Answer

**step1** Understanding the y-intercept

The y-intercept is the point where the graph of a function crosses the y-axis. At this specific point, the x-value is always 0.

**step2** Substituting the x-value

To find the y-intercept for the function $$g(x)=\dfrac {2(x-1)}{(x-2)^{2}}$$, we substitute $$x=0$$ into the expression.
This changes the expression to: $$g(0)=\dfrac {2(0-1)}{(0-2)^{2}}$$.
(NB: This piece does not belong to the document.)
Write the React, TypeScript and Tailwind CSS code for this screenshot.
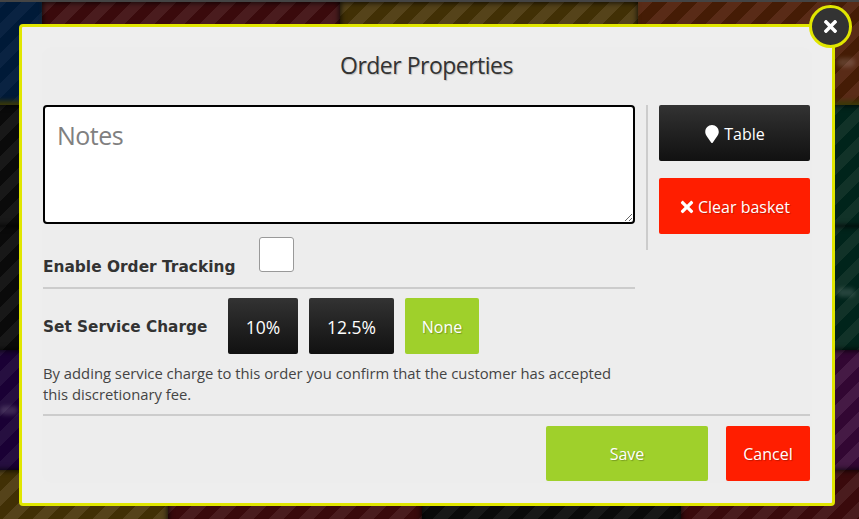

**step3** Calculating the numerator

First, we will calculate the value of the numerator, which is $$2 \times (0-1)$$.
We perform the subtraction inside the parentheses first: $$0-1 = -1$$.
Then, we perform the multiplication: $$2 \times (-1) = -2$$.
So, the numerator is -2.

**step4** Calculating the denominator

Next, we calculate the value of the denominator, which is $$(0-2)^{2}$$.
We perform the subtraction inside the parentheses first: $$0-2 = -2$$.
Then, we calculate the square: $$(-2)^{2}$$ means $$(-2) \times (-2)$$.
When we multiply two negative numbers, the result is a positive number. So, $$(-2) \times (-2) = 4$$.
Thus, the denominator is 4.

**step5** Finding the final value

Now we have the numerator and the denominator, so we can write the fraction: $$\dfrac{-2}{4}$$.
This fraction can be simplified by dividing both the numerator and the denominator by their greatest common factor, which is 2.
Divide the numerator: $$-2 \div 2 = -1$$.
Divide the denominator: $$4 \div 2 = 2$$.
So, the simplified value of the function at $$x=0$$ is $$-\dfrac{1}{2}$$.

**step6** Stating the y-intercept

When the x-value is 0, the y-value of the function is $$-\dfrac{1}{2}$$.
Therefore, the y-intercept is $$(0, -\dfrac{1}{2})$$.